Which lines hold the word "screenshot"? Show each of them.

>> Begin Material for this task

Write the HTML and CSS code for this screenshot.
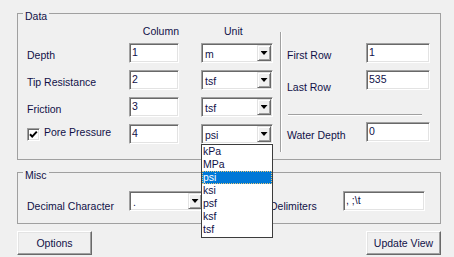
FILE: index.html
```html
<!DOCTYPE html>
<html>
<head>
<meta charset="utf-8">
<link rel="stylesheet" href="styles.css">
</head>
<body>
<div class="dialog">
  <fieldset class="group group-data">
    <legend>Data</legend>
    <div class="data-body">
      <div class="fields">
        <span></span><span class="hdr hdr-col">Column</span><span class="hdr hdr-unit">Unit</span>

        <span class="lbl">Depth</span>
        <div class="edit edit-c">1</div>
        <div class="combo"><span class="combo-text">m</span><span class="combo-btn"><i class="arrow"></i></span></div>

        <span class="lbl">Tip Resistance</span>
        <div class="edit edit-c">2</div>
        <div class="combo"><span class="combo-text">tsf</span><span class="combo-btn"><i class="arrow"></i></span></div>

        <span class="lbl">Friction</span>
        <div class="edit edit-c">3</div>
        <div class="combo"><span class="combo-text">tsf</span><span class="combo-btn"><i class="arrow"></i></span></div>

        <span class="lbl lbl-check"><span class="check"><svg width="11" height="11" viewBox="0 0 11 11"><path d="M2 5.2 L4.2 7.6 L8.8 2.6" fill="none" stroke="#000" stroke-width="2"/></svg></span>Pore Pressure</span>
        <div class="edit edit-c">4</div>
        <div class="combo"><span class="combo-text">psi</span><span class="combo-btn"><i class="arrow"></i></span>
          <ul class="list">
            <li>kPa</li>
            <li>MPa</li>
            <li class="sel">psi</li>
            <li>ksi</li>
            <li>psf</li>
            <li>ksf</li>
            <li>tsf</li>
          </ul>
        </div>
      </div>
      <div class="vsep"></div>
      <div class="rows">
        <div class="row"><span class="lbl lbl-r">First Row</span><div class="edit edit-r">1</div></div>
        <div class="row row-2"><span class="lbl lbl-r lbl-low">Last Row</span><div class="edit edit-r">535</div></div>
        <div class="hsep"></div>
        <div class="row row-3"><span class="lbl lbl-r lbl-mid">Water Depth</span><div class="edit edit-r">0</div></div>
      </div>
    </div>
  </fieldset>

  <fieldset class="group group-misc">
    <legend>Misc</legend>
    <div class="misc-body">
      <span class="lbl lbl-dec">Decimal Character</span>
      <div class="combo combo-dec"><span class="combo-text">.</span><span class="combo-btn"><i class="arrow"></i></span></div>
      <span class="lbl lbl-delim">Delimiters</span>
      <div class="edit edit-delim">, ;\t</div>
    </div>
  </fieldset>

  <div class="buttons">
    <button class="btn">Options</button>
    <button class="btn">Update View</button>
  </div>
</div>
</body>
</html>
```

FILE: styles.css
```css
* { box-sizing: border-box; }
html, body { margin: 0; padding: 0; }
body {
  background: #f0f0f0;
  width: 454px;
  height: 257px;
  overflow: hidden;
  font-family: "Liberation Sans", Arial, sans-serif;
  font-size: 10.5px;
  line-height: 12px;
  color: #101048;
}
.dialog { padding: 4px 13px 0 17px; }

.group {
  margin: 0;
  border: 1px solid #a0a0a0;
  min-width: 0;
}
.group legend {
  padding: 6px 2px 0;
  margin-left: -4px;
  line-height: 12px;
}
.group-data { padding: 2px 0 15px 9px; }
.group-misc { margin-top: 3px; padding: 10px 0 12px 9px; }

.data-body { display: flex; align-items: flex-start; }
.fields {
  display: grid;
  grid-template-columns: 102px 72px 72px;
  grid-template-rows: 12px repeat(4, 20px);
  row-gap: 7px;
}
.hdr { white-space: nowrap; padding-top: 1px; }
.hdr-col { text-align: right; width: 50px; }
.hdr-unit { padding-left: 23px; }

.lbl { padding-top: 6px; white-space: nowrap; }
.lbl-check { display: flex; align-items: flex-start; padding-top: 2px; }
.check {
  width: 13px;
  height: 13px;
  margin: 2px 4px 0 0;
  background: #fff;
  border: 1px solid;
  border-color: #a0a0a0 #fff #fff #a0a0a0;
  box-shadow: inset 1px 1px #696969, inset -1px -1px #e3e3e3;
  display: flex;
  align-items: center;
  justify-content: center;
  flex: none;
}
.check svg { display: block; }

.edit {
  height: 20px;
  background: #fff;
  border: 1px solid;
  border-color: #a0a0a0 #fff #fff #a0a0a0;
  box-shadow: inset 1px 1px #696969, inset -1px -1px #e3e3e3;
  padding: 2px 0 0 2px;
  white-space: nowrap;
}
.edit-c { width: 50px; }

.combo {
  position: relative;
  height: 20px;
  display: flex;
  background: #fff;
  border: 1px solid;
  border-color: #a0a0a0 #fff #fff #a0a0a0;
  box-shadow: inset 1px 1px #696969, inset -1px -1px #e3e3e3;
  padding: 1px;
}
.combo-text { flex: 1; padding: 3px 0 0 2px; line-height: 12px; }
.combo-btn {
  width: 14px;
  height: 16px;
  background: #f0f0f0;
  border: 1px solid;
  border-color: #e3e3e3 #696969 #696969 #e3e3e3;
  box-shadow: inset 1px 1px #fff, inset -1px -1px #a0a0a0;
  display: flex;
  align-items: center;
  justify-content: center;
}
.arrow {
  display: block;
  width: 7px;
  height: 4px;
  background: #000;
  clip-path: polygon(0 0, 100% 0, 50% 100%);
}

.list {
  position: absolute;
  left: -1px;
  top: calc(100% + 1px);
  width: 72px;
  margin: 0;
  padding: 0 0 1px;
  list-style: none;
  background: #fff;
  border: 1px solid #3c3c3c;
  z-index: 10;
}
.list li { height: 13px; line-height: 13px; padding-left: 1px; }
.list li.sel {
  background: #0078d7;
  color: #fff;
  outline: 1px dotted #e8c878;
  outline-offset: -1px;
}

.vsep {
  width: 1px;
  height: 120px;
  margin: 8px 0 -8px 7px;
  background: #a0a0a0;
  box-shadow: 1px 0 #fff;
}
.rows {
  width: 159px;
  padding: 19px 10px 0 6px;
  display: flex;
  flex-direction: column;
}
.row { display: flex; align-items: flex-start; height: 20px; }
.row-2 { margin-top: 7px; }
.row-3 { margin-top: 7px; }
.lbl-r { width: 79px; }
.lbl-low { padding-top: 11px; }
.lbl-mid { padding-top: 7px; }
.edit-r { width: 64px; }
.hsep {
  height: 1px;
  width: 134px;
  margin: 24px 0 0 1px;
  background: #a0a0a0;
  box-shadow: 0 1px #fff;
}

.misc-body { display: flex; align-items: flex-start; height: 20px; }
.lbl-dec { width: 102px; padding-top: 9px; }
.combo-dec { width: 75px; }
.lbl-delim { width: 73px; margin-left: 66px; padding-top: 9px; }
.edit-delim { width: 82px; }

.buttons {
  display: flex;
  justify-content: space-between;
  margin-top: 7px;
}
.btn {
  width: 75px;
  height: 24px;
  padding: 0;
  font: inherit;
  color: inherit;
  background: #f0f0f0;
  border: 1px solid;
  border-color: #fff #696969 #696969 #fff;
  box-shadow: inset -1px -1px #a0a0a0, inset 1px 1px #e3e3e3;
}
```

>> End Material for this task
>> Begin Material for this task

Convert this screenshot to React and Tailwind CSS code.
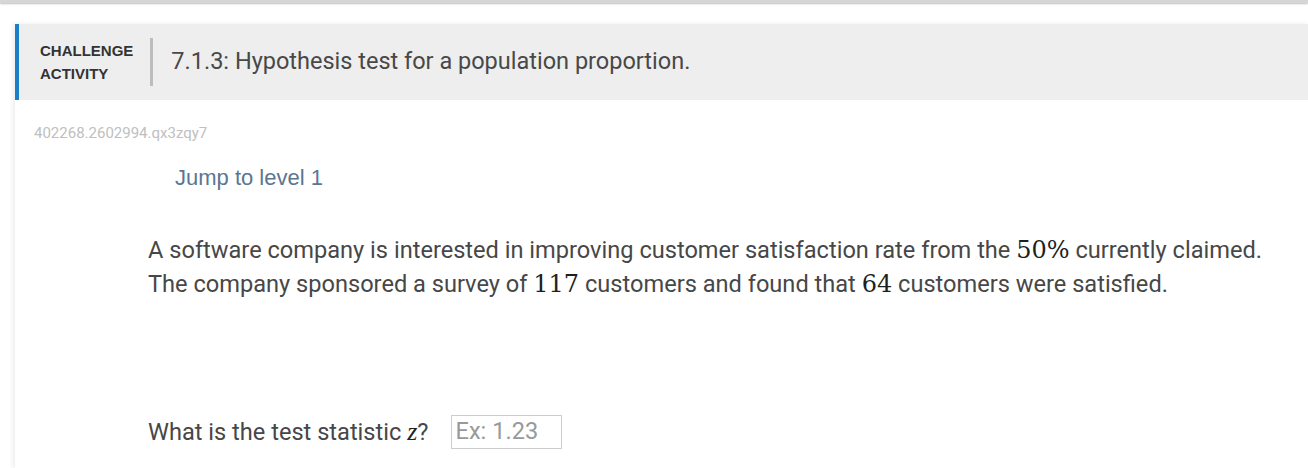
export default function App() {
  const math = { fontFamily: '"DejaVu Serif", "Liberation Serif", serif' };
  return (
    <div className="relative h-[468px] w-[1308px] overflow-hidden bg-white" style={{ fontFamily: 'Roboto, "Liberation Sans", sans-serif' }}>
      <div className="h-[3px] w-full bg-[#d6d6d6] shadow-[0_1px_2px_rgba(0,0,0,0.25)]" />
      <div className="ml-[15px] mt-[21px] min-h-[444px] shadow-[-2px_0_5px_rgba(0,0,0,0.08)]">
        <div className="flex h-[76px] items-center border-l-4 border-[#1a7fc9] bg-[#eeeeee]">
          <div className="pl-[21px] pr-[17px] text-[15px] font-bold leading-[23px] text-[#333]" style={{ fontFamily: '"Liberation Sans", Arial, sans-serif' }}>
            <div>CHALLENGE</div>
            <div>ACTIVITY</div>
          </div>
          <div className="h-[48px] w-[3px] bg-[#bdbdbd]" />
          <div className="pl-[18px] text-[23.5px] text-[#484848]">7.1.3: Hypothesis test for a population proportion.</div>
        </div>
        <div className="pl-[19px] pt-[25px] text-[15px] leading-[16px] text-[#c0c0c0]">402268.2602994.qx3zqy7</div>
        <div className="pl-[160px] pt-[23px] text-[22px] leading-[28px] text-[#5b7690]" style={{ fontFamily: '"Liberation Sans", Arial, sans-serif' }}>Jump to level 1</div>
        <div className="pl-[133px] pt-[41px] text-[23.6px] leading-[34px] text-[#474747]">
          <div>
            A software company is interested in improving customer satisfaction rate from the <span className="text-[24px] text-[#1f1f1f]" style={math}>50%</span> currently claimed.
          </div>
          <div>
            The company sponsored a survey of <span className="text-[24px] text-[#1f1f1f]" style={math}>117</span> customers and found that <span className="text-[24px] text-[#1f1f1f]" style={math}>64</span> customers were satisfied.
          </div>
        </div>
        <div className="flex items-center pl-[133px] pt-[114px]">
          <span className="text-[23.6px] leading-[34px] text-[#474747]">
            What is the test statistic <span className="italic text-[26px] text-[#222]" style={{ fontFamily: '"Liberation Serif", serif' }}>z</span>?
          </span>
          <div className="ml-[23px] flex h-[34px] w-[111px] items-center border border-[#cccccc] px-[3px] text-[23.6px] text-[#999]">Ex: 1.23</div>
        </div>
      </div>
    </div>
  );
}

>> End Material for this task

Expected answer →
Write the HTML and CSS code for this screenshot.
Convert this screenshot to React and Tailwind CSS code.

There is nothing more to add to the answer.